====== Information shown

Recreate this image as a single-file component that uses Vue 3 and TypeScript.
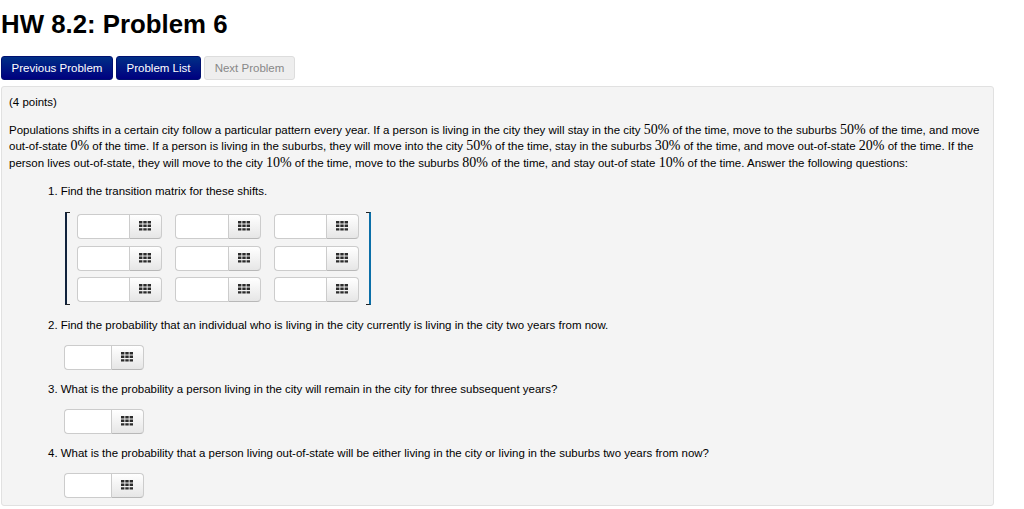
<script setup lang="ts">
interface Segment {
  text: string
  math?: boolean
}

const t = (text: string): Segment => ({ text })
const m = (text: string): Segment => ({ text, math: true })

const lines: Segment[][] = [
  [
    t('Populations shifts in a certain city follow a particular pattern every year. If a person is living in the city they will stay in the city '),
    m('50%'), t(' of the time, move to the suburbs '), m('50%'), t(' of the time, and move'),
  ],
  [
    t('out-of-state '), m('0%'),
    t(' of the time. If a person is living in the suburbs, they will move into the city '), m('50%'),
    t(' of the time, stay in the suburbs '), m('30%'),
    t(' of the time, and move out-of-state '), m('20%'), t(' of the time. If the'),
  ],
  [
    t('person lives out-of-state, they will move to the city '), m('10%'),
    t(' of the time, move to the suburbs '), m('80%'),
    t(' of the time, and stay out-of state '), m('10%'),
    t(' of the time. Answer the following questions:'),
  ],
]

const questions: string[] = [
  'Find the probability that an individual who is living in the city currently is living in the city two years from now.',
  'What is the probability a person living in the city will remain in the city for three subsequent years?',
  'What is the probability that a person living out-of-state will be either living in the city or living in the suburbs two years from now?',
]
</script>

<template>
  <main class="page">
    <h1>HW 8.2: Problem 6</h1>
    <nav class="nav">
      <button class="btn prev">Previous Problem</button>
      <button class="btn list">Problem List</button>
      <button class="btn next" disabled>Next Problem</button>
    </nav>
    <section class="well">
      <p class="points">(4 points)</p>
      <div class="intro">
        <div v-for="(line, i) in lines" :key="i" class="line">
          <span v-for="(s, j) in line" :key="j" :class="{ math: s.math }">{{ s.text }}</span>
        </div>
      </div>
      <div class="question"><span class="num">1.</span>Find the transition matrix for these shifts.</div>
      <div class="matrix">
        <div v-for="n in 9" :key="n" class="answer cell">
          <input type="text" />
          <button class="pad">
            <svg width="12" height="10" viewBox="0 0 12 10">
              <path d="M0 0h3.4v2.4H0zM4.3 0h3.4v2.4H4.3zM8.6 0H12v2.4H8.6zM0 3.6h3.4v2.4H0zM4.3 3.6h3.4v2.4H4.3zM8.6 3.6H12v2.4H8.6zM0 7.2h3.4v2.4H0zM4.3 7.2h3.4v2.4H4.3zM8.6 7.2H12v2.4H8.6z" />
            </svg>
          </button>
        </div>
      </div>
      <template v-for="(q, i) in questions" :key="q">
        <div class="question"><span class="num">{{ i + 2 }}.</span>{{ q }}</div>
        <div class="answer single">
          <input type="text" />
          <button class="pad">
            <svg width="12" height="10" viewBox="0 0 12 10">
              <path d="M0 0h3.4v2.4H0zM4.3 0h3.4v2.4H4.3zM8.6 0H12v2.4H8.6zM0 3.6h3.4v2.4H0zM4.3 3.6h3.4v2.4H4.3zM8.6 3.6H12v2.4H8.6zM0 7.2h3.4v2.4H0zM4.3 7.2h3.4v2.4H4.3zM8.6 7.2H12v2.4H8.6z" />
            </svg>
          </button>
        </div>
      </template>
    </section>
  </main>
</template>

<style>
body {
  background: #fff;
  overflow: hidden;
}
</style>

<style scoped>
.page {
  box-sizing: border-box;
  height: 509px;
  padding: 8px 0 0 1px;
  font-family: 'Liberation Sans', Arial, sans-serif;
  font-size: 11.48px;
  line-height: 16px;
  color: #000;
}
h1 {
  margin: 0;
  height: 48px;
  font-size: 25.8px;
  line-height: 33px;
  color: #000;
  white-space: nowrap;
}
.nav {
  display: flex;
  gap: 3px;
}
.btn {
  box-sizing: border-box;
  height: 24px;
  margin: 0;
  padding: 0;
  border: 1px solid #001070;
  border-radius: 3px;
  background: linear-gradient(#002f86, #000080);
  color: #fff;
  font: 11.5px/22px 'Liberation Sans', Arial, sans-serif;
  text-align: center;
  white-space: nowrap;
}
.prev { width: 112px; }
.list { width: 85px; }
.next {
  width: 91px;
  background: #eee;
  border-color: #ddd;
  color: #888;
}
.well {
  box-sizing: border-box;
  width: 993px;
  height: 420px;
  margin-top: 6px;
  padding: 7px 7px 0;
  border: 1px solid #e1e1e1;
  border-radius: 3px;
  background: #f4f4f4;
}
.points {
  margin: 0 0 12px;
}
.intro {
  margin-bottom: 12px;
}
.line {
  height: 16.4px;
  font-size: 11.5px;
  line-height: 16.4px;
  white-space: pre;
}
.math {
  display: inline-block;
  font-family: 'Liberation Serif', serif;
  font-size: 14px;
  letter-spacing: 0;
  line-height: 14px;
}
.question {
  padding-left: 39px;
  white-space: nowrap;
}
.num {
  display: inline-block;
  width: 12.7px;
}
.answer {
  display: flex;
  box-sizing: border-box;
  height: 25px;
}
.answer input {
  box-sizing: border-box;
  flex: 1;
  min-width: 0;
  margin: 0;
  padding: 0 4px;
  border: 1px solid #ccc;
  border-right: 0;
  border-radius: 4px 0 0 4px;
  background: #fff;
}
.pad {
  display: flex;
  box-sizing: border-box;
  width: 33px;
  margin: 0;
  padding: 0 1px 1px 0;
  align-items: center;
  justify-content: center;
  border: 1px solid #ccc;
  border-bottom-color: #b8b8b8;
  border-radius: 0 4px 4px 0;
  background: linear-gradient(#fff, #e6e6e6);
}
.pad svg {
  fill: #2b2b2b;
}
.matrix {
  position: relative;
  display: grid;
  box-sizing: border-box;
  width: 306px;
  height: 93px;
  margin: 13px 0 12px 56px;
  padding: 2px 12px 0 12px;
  grid-template-columns: repeat(3, 85.3px);
  grid-auto-rows: 25px;
  column-gap: 13px;
  row-gap: 6.4px;
}
.matrix::before,
.matrix::after {
  content: '';
  position: absolute;
  top: 0;
  bottom: 0;
  box-sizing: border-box;
  width: 5px;
  border: 1px solid #222;
}
.matrix::before {
  left: 0;
  border-left: 2px solid #10223c;
  border-right: 0;
}
.matrix::after {
  right: 0;
  border-right: 2px solid #0b6fa8;
  border-left: 0;
}
.single {
  width: 80px;
  margin: 12px 0 11px 55px;
}
</style>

============

### What you have to do
Take the listing above and restate it word for word, without its pictures.

### The solution
Recreate this image as a single-file component that uses Vue 3 and TypeScript.
<script setup lang="ts">
interface Segment {
  text: string
  math?: boolean
}

const t = (text: string): Segment => ({ text })
const m = (text: string): Segment => ({ text, math: true })

const lines: Segment[][] = [
  [
    t('Populations shifts in a certain city follow a particular pattern every year. If a person is living in the city they will stay in the city '),
    m('50%'), t(' of the time, move to the suburbs '), m('50%'), t(' of the time, and move'),
  ],
  [
    t('out-of-state '), m('0%'),
    t(' of the time. If a person is living in the suburbs, they will move into the city '), m('50%'),
    t(' of the time, stay in the suburbs '), m('30%'),
    t(' of the time, and move out-of-state '), m('20%'), t(' of the time. If the'),
  ],
  [
    t('person lives out-of-state, they will move to the city '), m('10%'),
    t(' of the time, move to the suburbs '), m('80%'),
    t(' of the time, and stay out-of state '), m('10%'),
    t(' of the time. Answer the following questions:'),
  ],
]

const questions: string[] = [
  'Find the probability that an individual who is living in the city currently is living in the city two years from now.',
  'What is the probability a person living in the city will remain in the city for three subsequent years?',
  'What is the probability that a person living out-of-state will be either living in the city or living in the suburbs two years from now?',
]
</script>

<template>
  <main class="page">
    <h1>HW 8.2: Problem 6</h1>
    <nav class="nav">
      <button class="btn prev">Previous Problem</button>
      <button class="btn list">Problem List</button>
      <button class="btn next" disabled>Next Problem</button>
    </nav>
    <section class="well">
      <p class="points">(4 points)</p>
      <div class="intro">
        <div v-for="(line, i) in lines" :key="i" class="line">
          <span v-for="(s, j) in line" :key="j" :class="{ math: s.math }">{{ s.text }}</span>
        </div>
      </div>
      <div class="question"><span class="num">1.</span>Find the transition matrix for these shifts.</div>
      <div class="matrix">
        <div v-for="n in 9" :key="n" class="answer cell">
          <input type="text" />
          <button class="pad">
            <svg width="12" height="10" viewBox="0 0 12 10">
              <path d="M0 0h3.4v2.4H0zM4.3 0h3.4v2.4H4.3zM8.6 0H12v2.4H8.6zM0 3.6h3.4v2.4H0zM4.3 3.6h3.4v2.4H4.3zM8.6 3.6H12v2.4H8.6zM0 7.2h3.4v2.4H0zM4.3 7.2h3.4v2.4H4.3zM8.6 7.2H12v2.4H8.6z" />
            </svg>
          </button>
        </div>
      </div>
      <template v-for="(q, i) in questions" :key="q">
        <div class="question"><span class="num">{{ i + 2 }}.</span>{{ q }}</div>
        <div class="answer single">
          <input type="text" />
          <button class="pad">
            <svg width="12" height="10" viewBox="0 0 12 10">
              <path d="M0 0h3.4v2.4H0zM4.3 0h3.4v2.4H4.3zM8.6 0H12v2.4H8.6zM0 3.6h3.4v2.4H0zM4.3 3.6h3.4v2.4H4.3zM8.6 3.6H12v2.4H8.6zM0 7.2h3.4v2.4H0zM4.3 7.2h3.4v2.4H4.3zM8.6 7.2H12v2.4H8.6z" />
            </svg>
          </button>
        </div>
      </template>
    </section>
  </main>
</template>

<style>
body {
  background: #fff;
  overflow: hidden;
}
</style>

<style scoped>
.page {
  box-sizing: border-box;
  height: 509px;
  padding: 8px 0 0 1px;
  font-family: 'Liberation Sans', Arial, sans-serif;
  font-size: 11.48px;
  line-height: 16px;
  color: #000;
}
h1 {
  margin: 0;
  height: 48px;
  font-size: 25.8px;
  line-height: 33px;
  color: #000;
  white-space: nowrap;
}
.nav {
  display: flex;
  gap: 3px;
}
.btn {
  box-sizing: border-box;
  height: 24px;
  margin: 0;
  padding: 0;
  border: 1px solid #001070;
  border-radius: 3px;
  background: linear-gradient(#002f86, #000080);
  color: #fff;
  font: 11.5px/22px 'Liberation Sans', Arial, sans-serif;
  text-align: center;
  white-space: nowrap;
}
.prev { width: 112px; }
.list { width: 85px; }
.next {
  width: 91px;
  background: #eee;
  border-color: #ddd;
  color: #888;
}
.well {
  box-sizing: border-box;
  width: 993px;
  height: 420px;
  margin-top: 6px;
  padding: 7px 7px 0;
  border: 1px solid #e1e1e1;
  border-radius: 3px;
  background: #f4f4f4;
}
.points {
  margin: 0 0 12px;
}
.intro {
  margin-bottom: 12px;
}
.line {
  height: 16.4px;
  font-size: 11.5px;
  line-height: 16.4px;
  white-space: pre;
}
.math {
  display: inline-block;
  font-family: 'Liberation Serif', serif;
  font-size: 14px;
  letter-spacing: 0;
  line-height: 14px;
}
.question {
  padding-left: 39px;
  white-space: nowrap;
}
.num {
  display: inline-block;
  width: 12.7px;
}
.answer {
  display: flex;
  box-sizing: border-box;
  height: 25px;
}
.answer input {
  box-sizing: border-box;
  flex: 1;
  min-width: 0;
  margin: 0;
  padding: 0 4px;
  border: 1px solid #ccc;
  border-right: 0;
  border-radius: 4px 0 0 4px;
  background: #fff;
}
.pad {
  display: flex;
  box-sizing: border-box;
  width: 33px;
  margin: 0;
  padding: 0 1px 1px 0;
  align-items: center;
  justify-content: center;
  border: 1px solid #ccc;
  border-bottom-color: #b8b8b8;
  border-radius: 0 4px 4px 0;
  background: linear-gradient(#fff, #e6e6e6);
}
.pad svg {
  fill: #2b2b2b;
}
.matrix {
  position: relative;
  display: grid;
  box-sizing: border-box;
  width: 306px;
  height: 93px;
  margin: 13px 0 12px 56px;
  padding: 2px 12px 0 12px;
  grid-template-columns: repeat(3, 85.3px);
  grid-auto-rows: 25px;
  column-gap: 13px;
  row-gap: 6.4px;
}
.matrix::before,
.matrix::after {
  content: '';
  position: absolute;
  top: 0;
  bottom: 0;
  box-sizing: border-box;
  width: 5px;
  border: 1px solid #222;
}
.matrix::before {
  left: 0;
  border-left: 2px solid #10223c;
  border-right: 0;
}
.matrix::after {
  right: 0;
  border-right: 2px solid #0b6fa8;
  border-left: 0;
}
.single {
  width: 80px;
  margin: 12px 0 11px 55px;
}
</style>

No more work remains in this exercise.